During a visit to Stormont, Mr Beattie recalled his final meeting with Lord Trimble just months ago, when he said the frail former first minister knocked doors with him on the election trail and spoke to every householder they encountered.

Mr Beattie laid a bouquet of flowers below a portrait of Lord Trimble in the Great Hall at Parliament Buildings before standing for a moment of reflection.

Lord Trimble, the inaugural first minister of Northern Ireland and one of the architects of the Good Friday/Belfast Agreement, died at the age of 77 on Monday.

Speaking to the media, Mr Beattie said that the former leader of the UUP had come from a “different political era” than himself.

He said: “Like so many politicians he came from an era which was dominated by trouble, murder and violence, and it shaped the man.

“What it shaped was a man who knew that he could take decisions and was never afraid to make changes.

“He went through a journey which led in 1998 to the Belfast/Good Friday Agreement which has fundamentally changed Northern Ireland.

“We now have a peace, it is an imperfect peace, but it is a peace we can work on for our children and for the future.”

David Trimble death
David Trimble was a former leader of the UUP and First Minister of Northern Ireland (Paul Faith/PA)

Mr Beattie added: “I would never be able to fill the shoes of David Trimble but I’m extremely proud to be the Ulster Unionist Party leader and to be able to look back at the passing of David and say that he was once the leader of this great party.

“In the conversations that I had with him, even as frail as he’d become in the last number of months, there was a fire in his eyes for politics, there was a fire in his eyes for peace in Northern Ireland and there was a fire in his eyes to try and heal the divisions which blighted this part of the United Kingdom.

“He was a great unionist, he was a great politician. Many of those from the party that I have spoken to are genuinely feeling his loss today and will need to come to terms with it over the next number of days.”

The UUP leader, a military veteran, said he was serving abroad when Lord Trimble and SDLP leader John Hume helped to negotiate the 1998 Good Friday Agreement.

He said: “His reach was reaching me in places around the world and I could see the vision within that man right across the world.

“When I became a councillor and then an MLA in his old constituency he was very gracious with his time. He used to talk to me and tell me what I could do, should do.

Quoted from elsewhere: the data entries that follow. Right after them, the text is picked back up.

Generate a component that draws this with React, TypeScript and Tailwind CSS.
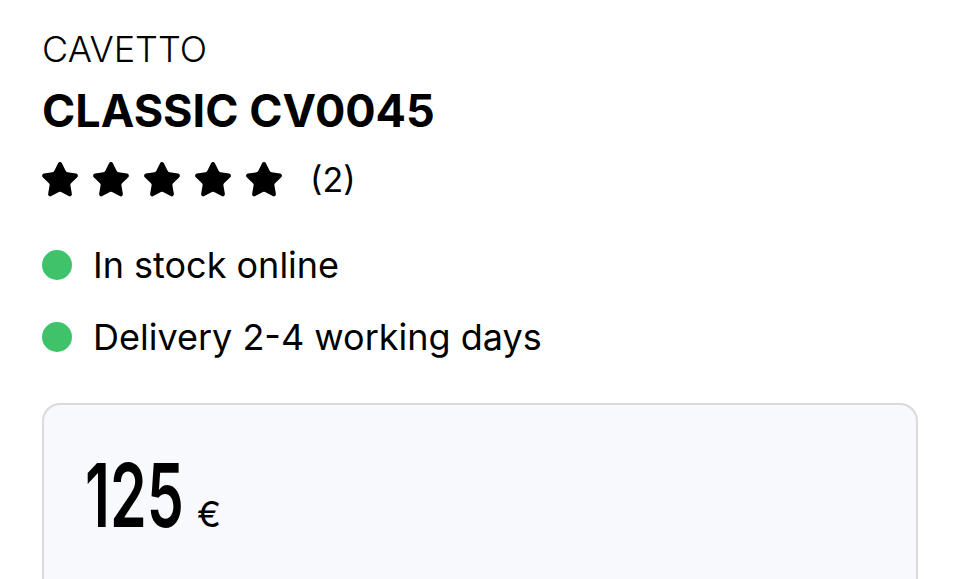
import React from 'react';
import { Star } from 'lucide-react';

const App = () => {
  const statuses = ['In stock online', 'Delivery 2-4 working days'];

  return (
    <div className="min-h-screen bg-white px-[42px] pt-[29px] text-black font-['Inter',sans-serif]">
      {/* Brand + model */}
      <p className="text-[36px] leading-[40px] font-light">CAVETTO</p>
      <h1 className="mt-[16px] text-[45px] leading-[52px] font-bold">CLASSIC CV0045</h1>

      {/* Rating */}
      <div className="mt-[25px] ml-[-2px] flex h-[36px] items-center">
        <div className="flex gap-[11px]">
          {[0, 1, 2, 3, 4].map((i) => (
            <Star key={i} size={40} fill="black" strokeWidth={1.5} className="shrink-0" />
          ))}
        </div>
        <span className="ml-[26px] text-[34px] leading-[40px]">(2)</span>
      </div>

      {/* Availability */}
      <div className="mt-[47px] flex flex-col gap-[32px]">
        {statuses.map((label) => (
          <div key={label} className="flex h-[40px] items-center gap-[21px]">
            <span className="h-[30px] w-[30px] shrink-0 rounded-full bg-[#3ec36a]" />
            <span className="text-[36px] leading-[40px]">{label}</span>
          </div>
        ))}
      </div>

      {/* Price card */}
      <div className="mt-[46px] h-[260px] rounded-[18px] border-2 border-[#dadadd] bg-[#f7f9fd] pl-[41px] pt-[46px]">
        <div className="flex items-baseline">
          <span className="inline-block w-[100px] text-[88px] leading-[88px] font-semibold">
            <span className="inline-block origin-left scale-x-[0.67]">125</span>
          </span>
          <span className="ml-[12px] text-[36px]">€</span>
        </div>
      </div>
    </div>
  );
};

export default App;
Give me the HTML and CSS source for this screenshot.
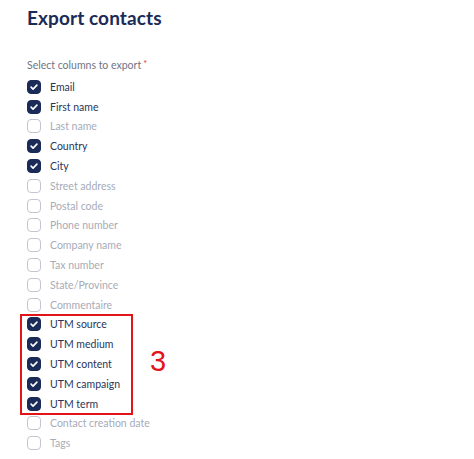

“When I became the party leader he spoke to me about the loneliness of leadership in the political arena and that when you choose your path never be afraid to change your mind, never be afraid to change course. But if you have a belief then you must stick to that belief.

“I think that his graciousness with his time, his advice, is something that will stick with me.”

He added: “The last time I was with David was during the election. He came out canvassing with me, it was a wonderful day.

“He was frail and he should only have knocked a couple of doors but he knocked a good 50 doors and spoke to everybody who came to the door.

“He was surrounded by young unionists. I looked at David in his 70s and frail and who had given so much of himself for peace and I realised that his legacy is far greater than people will ever realise.

“I think his legacy will be the Belfast/Good Friday Agreement – working alongside John Hume.

“The peace that he has given to us, that uneasy peace, that is what he will be remembered for.

“He was fragile, he was awkward in company, but when he set his mind to something he really did stick to it.

“Even today, nearly 25 years on, I will continue to fight for that Belfast Agreement in all its parts.”